Short problem: Select the lines of the records containing the word "that" and list them.

Entries supplied:

^^^^^^^^

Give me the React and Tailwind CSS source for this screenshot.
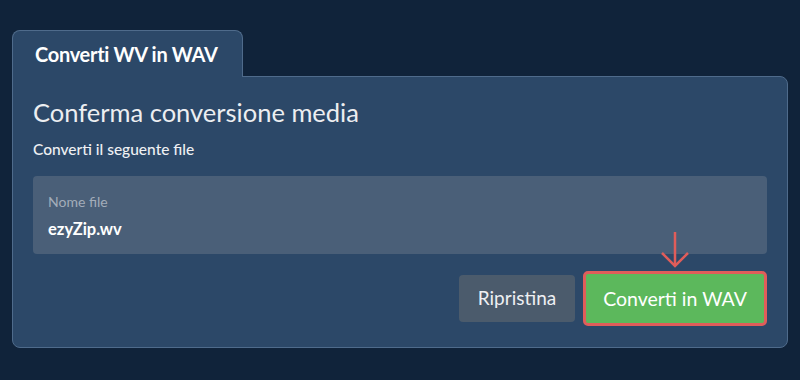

^^^^^^^^

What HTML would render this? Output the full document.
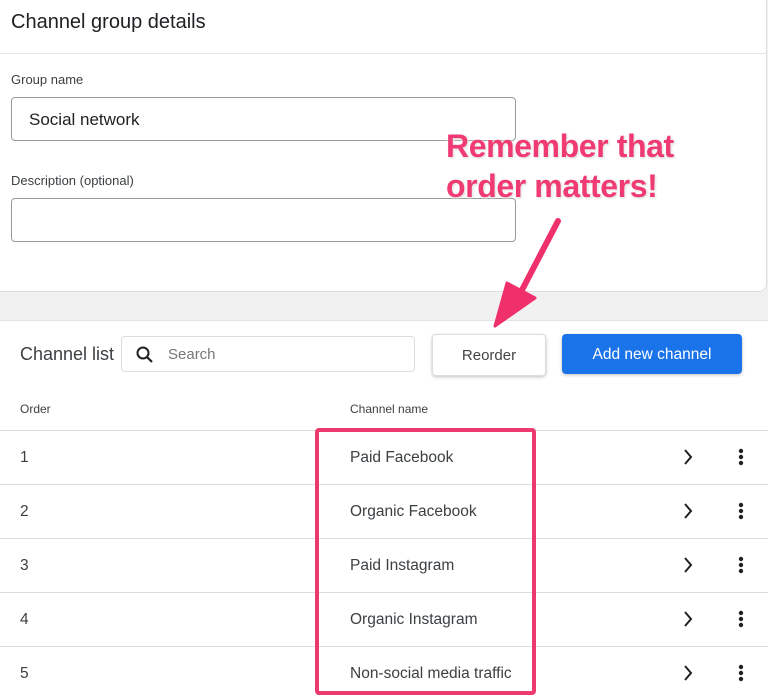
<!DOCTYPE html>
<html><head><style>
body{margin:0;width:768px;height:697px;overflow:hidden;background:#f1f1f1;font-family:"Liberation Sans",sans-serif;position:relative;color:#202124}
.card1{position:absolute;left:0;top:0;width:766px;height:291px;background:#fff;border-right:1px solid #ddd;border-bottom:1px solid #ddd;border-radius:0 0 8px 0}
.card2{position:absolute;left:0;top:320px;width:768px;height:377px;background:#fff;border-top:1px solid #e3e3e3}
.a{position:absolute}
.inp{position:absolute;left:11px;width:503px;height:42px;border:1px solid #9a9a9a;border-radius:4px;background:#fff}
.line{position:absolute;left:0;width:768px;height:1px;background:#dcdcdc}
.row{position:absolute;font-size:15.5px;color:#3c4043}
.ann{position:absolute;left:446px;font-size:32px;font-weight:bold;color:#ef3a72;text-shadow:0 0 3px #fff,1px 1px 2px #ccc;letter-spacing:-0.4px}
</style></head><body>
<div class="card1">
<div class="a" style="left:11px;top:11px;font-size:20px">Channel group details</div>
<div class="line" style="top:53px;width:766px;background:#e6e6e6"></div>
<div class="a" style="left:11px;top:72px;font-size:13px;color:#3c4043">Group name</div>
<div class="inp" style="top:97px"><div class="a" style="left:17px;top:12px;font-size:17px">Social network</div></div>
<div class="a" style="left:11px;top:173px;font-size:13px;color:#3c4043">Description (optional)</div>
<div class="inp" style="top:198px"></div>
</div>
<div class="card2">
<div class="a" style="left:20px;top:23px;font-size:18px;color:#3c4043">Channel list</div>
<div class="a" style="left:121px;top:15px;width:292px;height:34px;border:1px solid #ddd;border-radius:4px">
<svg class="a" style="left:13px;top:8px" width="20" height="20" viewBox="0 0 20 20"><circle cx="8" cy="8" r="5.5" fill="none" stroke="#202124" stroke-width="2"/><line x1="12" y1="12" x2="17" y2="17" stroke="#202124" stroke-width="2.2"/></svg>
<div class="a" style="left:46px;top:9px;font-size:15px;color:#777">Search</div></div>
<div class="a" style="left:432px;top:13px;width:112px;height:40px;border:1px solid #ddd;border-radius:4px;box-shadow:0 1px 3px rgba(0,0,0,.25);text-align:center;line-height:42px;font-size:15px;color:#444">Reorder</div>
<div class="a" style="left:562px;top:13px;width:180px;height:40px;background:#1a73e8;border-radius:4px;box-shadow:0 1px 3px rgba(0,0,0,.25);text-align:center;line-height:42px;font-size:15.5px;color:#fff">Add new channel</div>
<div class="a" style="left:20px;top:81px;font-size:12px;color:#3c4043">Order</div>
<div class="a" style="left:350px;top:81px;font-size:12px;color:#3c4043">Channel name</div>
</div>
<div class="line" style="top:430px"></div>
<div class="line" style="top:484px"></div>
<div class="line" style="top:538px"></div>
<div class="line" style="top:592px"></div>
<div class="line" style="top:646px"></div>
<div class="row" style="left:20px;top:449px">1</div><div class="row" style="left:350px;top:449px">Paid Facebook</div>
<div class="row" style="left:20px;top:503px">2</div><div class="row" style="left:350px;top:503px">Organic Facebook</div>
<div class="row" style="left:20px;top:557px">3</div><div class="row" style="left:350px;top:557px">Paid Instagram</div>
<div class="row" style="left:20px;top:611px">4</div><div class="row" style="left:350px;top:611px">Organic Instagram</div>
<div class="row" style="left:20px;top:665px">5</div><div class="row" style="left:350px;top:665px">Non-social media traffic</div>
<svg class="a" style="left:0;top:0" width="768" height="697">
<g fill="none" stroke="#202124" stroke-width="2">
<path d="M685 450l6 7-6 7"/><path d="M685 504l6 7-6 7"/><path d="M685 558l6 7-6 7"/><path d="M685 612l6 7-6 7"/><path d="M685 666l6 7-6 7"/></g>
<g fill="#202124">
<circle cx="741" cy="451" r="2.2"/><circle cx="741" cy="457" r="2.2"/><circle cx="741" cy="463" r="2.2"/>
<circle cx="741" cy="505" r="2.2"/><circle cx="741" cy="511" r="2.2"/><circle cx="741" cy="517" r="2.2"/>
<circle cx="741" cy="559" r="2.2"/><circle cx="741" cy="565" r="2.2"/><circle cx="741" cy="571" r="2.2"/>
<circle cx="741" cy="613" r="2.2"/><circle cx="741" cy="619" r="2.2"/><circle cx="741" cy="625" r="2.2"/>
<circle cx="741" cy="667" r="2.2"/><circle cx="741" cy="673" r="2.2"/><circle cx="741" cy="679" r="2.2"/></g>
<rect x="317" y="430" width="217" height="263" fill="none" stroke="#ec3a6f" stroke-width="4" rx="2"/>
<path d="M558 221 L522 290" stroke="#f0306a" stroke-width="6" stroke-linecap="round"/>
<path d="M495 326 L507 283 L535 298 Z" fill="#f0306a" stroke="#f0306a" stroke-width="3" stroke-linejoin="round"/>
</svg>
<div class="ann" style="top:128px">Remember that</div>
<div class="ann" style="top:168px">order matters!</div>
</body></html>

^^^^^^^^

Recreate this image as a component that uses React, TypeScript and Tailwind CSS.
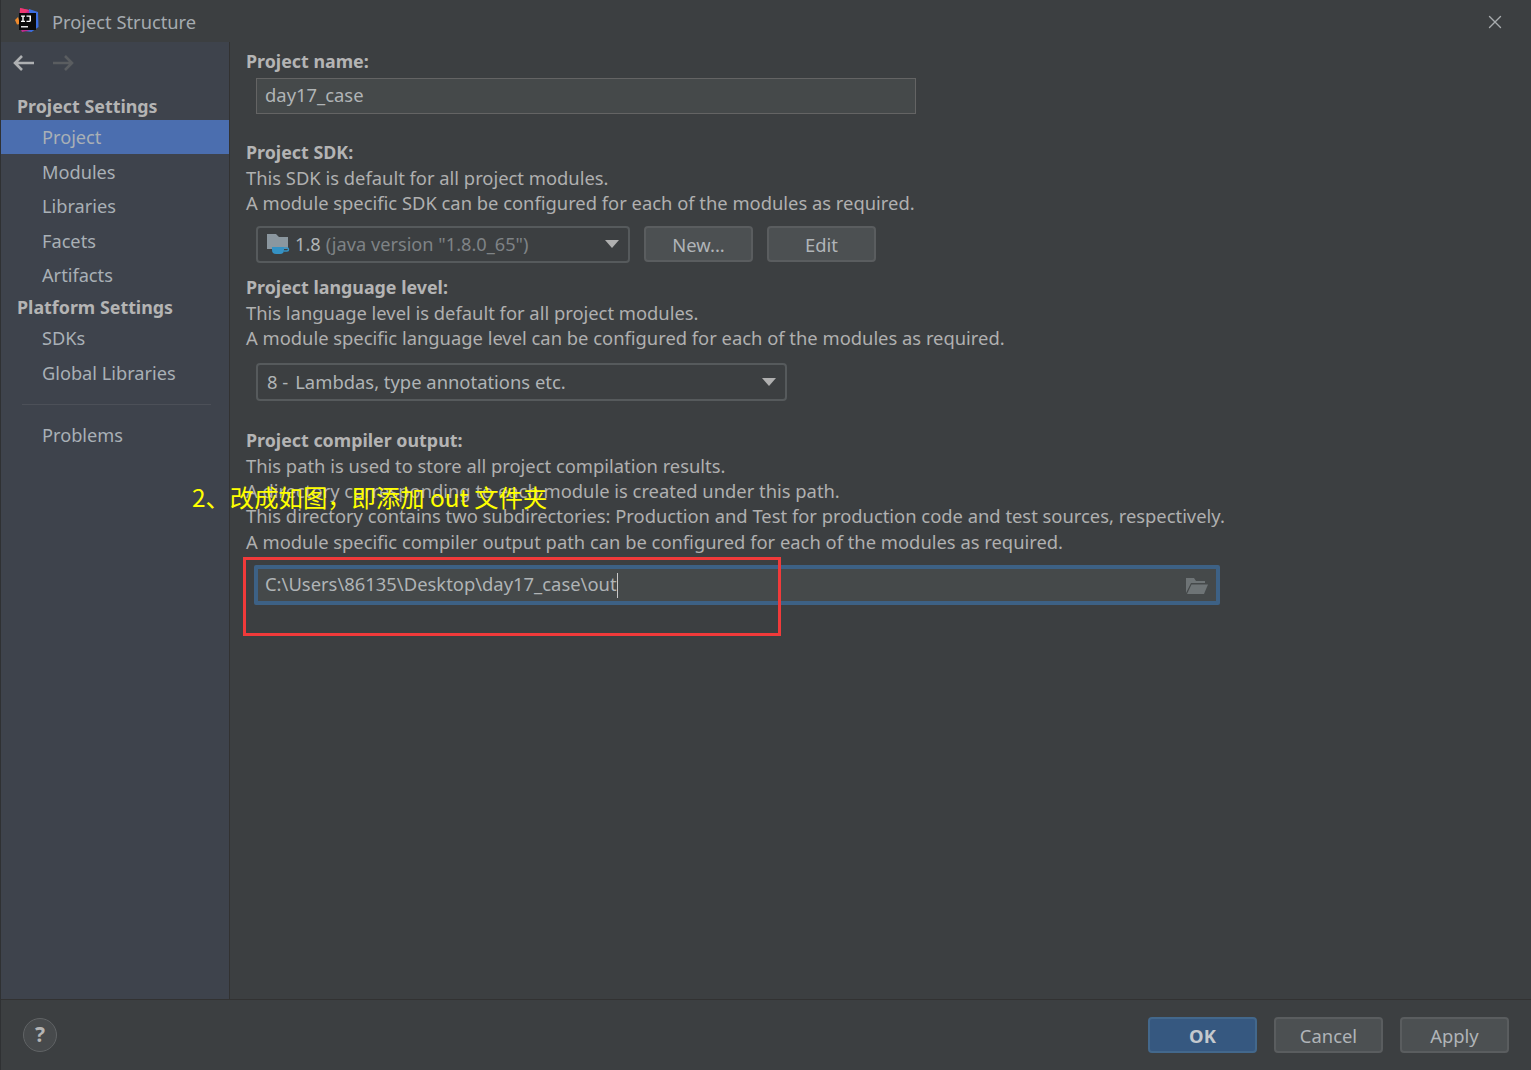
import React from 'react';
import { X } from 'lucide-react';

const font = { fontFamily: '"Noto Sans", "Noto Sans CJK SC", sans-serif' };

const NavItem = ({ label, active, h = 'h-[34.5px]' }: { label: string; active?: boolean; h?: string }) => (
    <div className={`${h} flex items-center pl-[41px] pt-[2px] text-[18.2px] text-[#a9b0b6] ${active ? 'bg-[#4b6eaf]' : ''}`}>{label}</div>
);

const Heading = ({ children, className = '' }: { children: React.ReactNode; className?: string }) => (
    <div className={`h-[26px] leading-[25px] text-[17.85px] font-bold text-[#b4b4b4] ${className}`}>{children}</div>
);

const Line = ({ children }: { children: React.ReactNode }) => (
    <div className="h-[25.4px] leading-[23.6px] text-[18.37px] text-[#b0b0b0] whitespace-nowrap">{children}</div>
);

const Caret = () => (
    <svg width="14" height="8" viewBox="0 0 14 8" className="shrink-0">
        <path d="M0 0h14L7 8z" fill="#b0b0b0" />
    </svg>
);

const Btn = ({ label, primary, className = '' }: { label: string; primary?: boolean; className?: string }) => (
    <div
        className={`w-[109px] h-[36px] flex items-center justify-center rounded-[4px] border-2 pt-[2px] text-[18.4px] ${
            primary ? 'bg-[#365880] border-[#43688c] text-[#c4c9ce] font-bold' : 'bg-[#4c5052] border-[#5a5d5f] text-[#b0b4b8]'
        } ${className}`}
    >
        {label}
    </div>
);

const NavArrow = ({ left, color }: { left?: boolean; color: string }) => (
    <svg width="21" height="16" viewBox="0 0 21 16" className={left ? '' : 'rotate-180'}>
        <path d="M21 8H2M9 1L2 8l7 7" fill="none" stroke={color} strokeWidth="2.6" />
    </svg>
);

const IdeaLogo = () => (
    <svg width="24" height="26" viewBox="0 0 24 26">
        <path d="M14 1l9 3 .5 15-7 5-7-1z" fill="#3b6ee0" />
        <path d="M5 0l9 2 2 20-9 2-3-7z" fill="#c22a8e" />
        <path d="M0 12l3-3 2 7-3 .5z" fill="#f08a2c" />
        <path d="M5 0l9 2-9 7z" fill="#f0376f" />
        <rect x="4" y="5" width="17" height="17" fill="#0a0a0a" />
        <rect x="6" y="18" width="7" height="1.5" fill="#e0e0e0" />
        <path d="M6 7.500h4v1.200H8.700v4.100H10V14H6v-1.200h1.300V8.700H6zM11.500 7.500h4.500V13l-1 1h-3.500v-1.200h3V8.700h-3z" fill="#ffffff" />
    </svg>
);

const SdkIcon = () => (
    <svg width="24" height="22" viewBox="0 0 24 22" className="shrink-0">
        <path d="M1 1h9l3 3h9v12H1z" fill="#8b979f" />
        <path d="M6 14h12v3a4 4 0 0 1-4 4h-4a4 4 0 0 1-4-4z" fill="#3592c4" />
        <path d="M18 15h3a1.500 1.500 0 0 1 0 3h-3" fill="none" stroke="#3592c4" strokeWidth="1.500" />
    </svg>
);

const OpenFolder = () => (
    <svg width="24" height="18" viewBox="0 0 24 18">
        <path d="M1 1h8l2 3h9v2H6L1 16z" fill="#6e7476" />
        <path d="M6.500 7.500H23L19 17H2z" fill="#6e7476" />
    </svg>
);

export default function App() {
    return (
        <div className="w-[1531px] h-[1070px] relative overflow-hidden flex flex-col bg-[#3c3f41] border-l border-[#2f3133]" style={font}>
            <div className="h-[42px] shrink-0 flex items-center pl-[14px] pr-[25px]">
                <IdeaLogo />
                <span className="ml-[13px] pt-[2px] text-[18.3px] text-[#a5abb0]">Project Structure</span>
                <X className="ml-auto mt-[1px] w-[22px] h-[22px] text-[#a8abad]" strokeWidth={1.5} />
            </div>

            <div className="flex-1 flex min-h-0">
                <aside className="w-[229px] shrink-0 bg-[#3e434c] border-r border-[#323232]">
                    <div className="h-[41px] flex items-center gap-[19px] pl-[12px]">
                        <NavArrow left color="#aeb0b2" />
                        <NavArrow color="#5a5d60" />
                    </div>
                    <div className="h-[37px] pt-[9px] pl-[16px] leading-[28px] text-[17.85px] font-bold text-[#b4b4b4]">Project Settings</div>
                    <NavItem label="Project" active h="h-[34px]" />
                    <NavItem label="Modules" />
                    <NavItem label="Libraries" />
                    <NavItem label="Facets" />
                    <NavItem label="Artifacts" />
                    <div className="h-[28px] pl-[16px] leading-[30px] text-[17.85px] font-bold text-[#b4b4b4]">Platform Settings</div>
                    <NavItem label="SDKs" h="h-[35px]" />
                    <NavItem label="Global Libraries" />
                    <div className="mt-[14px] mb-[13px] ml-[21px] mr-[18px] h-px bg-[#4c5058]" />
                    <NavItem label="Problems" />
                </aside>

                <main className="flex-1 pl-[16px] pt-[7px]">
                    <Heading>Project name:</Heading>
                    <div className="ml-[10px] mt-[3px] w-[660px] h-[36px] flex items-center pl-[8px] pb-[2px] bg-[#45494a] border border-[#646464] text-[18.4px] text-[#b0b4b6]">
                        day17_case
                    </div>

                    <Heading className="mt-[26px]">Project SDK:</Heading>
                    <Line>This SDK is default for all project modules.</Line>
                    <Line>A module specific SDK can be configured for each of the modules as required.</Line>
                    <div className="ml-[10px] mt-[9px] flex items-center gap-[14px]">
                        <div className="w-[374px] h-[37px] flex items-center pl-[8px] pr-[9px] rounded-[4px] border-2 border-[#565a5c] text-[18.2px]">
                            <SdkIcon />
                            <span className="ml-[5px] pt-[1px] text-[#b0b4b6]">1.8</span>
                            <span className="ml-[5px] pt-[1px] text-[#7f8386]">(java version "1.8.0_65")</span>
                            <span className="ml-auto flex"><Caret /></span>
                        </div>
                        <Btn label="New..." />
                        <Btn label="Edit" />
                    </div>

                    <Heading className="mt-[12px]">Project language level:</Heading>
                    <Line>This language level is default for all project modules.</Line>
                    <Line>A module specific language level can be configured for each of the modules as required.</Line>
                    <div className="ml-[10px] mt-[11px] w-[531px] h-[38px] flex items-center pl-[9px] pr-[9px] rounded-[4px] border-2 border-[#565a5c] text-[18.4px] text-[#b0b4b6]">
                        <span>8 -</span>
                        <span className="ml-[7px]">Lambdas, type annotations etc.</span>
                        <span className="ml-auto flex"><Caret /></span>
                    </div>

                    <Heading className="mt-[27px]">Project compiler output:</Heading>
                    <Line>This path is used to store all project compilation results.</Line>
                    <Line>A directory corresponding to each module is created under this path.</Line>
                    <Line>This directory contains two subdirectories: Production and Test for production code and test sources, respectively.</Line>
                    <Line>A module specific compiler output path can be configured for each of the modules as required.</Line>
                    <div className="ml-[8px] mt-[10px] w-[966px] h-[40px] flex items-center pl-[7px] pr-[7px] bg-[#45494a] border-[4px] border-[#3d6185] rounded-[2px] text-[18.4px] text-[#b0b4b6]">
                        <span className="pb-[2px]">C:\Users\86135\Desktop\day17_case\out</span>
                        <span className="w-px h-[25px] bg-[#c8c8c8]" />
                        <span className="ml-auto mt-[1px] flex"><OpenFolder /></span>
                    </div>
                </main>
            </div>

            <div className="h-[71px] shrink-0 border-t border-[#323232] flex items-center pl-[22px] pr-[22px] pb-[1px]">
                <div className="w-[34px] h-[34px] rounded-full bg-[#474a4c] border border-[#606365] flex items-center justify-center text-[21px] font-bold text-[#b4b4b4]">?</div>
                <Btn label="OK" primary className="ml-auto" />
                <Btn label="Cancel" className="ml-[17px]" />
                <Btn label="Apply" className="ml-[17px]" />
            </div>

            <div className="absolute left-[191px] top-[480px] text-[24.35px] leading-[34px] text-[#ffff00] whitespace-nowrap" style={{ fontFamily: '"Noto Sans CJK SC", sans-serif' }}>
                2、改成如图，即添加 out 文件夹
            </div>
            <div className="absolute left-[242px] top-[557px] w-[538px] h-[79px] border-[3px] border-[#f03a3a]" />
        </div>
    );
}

^^^^^^^^

Expected answer:
<div class="ann" style="top:128px">Remember that</div>
Recreate this image as a component that uses React, TypeScript and Tailwind CSS.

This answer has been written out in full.